The leadership of the Zenki movement issued this statement after the video was released.

The video highlights two main issues: the US funding Syrian rebels and using children as soldiers. Was it wrong for the rebels to kill the boy in such a manner?-Of course. The boy in the video had an IV and a bandage on his abdomen, which suggests he was injured at the time of his death. Should the US funding for the group be examined?- Yes. Picking a side to support and the fund is not a simple black-and-white situation because individuals may shift alliances based on who can provide the biggest paycheck at that moment in time. Some of the fighters that the US paid have reportedly moved on to other groups to provide for their families. Aiding in groups like this is always a gamble because you have to be willing to accept the good and the bad that comes with the deal. The other forces only complicate this at work in the region.

Notice the IV tubing and bandage around his abdomen.
Notice the IV tubing and bandage around his abdomen.

The article by the Daily Beast does not cover the fact that all sides of the Syrian war are using children younger than the boy killed in the video to fight against one another. The main reason people are outraged seems to be the boy’s age. The western audience sees a young boy being killed; however, they see him as another fighter who can quickly kill them if given a chance. BBC reported the boy’s sister confirmed on Facebook that he was a “fighter” that was captured while defending his country.

The Syrian Observatory for Human Rights said the boy was seized by rebels in Handarat, but that the killing took place in Mashhad, about 25 miles (40km) to the west. The UK-based monitoring group could not confirm if the boy was a Palestinian or a child soldier.

Liwa al-Quds issued a statement on Facebook saying that its investigation had found he was a 12-year-old Palestinian named Abdullah Issa, who lived in Mashhad with his family. It also said he had apparently been receiving medical treatment before being seized, noting that one photograph showed an intravenous drip in his arm.

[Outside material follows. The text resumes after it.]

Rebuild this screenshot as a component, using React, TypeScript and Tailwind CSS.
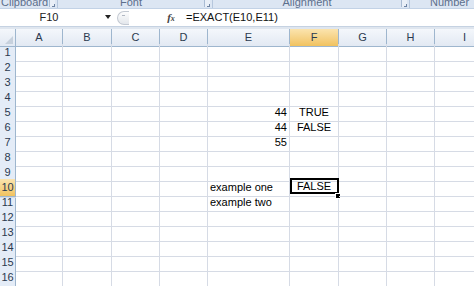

Liwa al-Quds accused the rebels of killing the child simply because he was Palestinian, in order to take “cheap and despicable revenge” for battlefield losses. However, in a Facebook post, his sister, identified as “Zoze Aisa”, said she was angry and upset that people were depicting her brother as Palestinian.

She said he was a “son of al-Assad”, referring to the Syrian president, from the Wadi al-Dahab district of Homs, who went to fight rather than stay behind and receive his medical treatment. –BBC

There also needs to be a dialogue about the consequences of using children as soldiers and the cultural shift the war has caused. Constant fighting has created not only the physical demand for more fighters but also a culture that encourages fighting at a very young age. The video of the young boy being beheaded should also be considered a consequence of using and encouraging children to fight. Unfortunately, this generation of children and the generations to come will only know conflict.

Here is an example of another childhood loss. The video below shows an 8-year old that was orphaned in Syria. In 2013 when this video was created, he fought against the Assad regime.

https://www.youtube.com/watch?v=Yl81Ykx8z18

This young fighter may or may not be alive; the video stops before you can see what happened to the boy.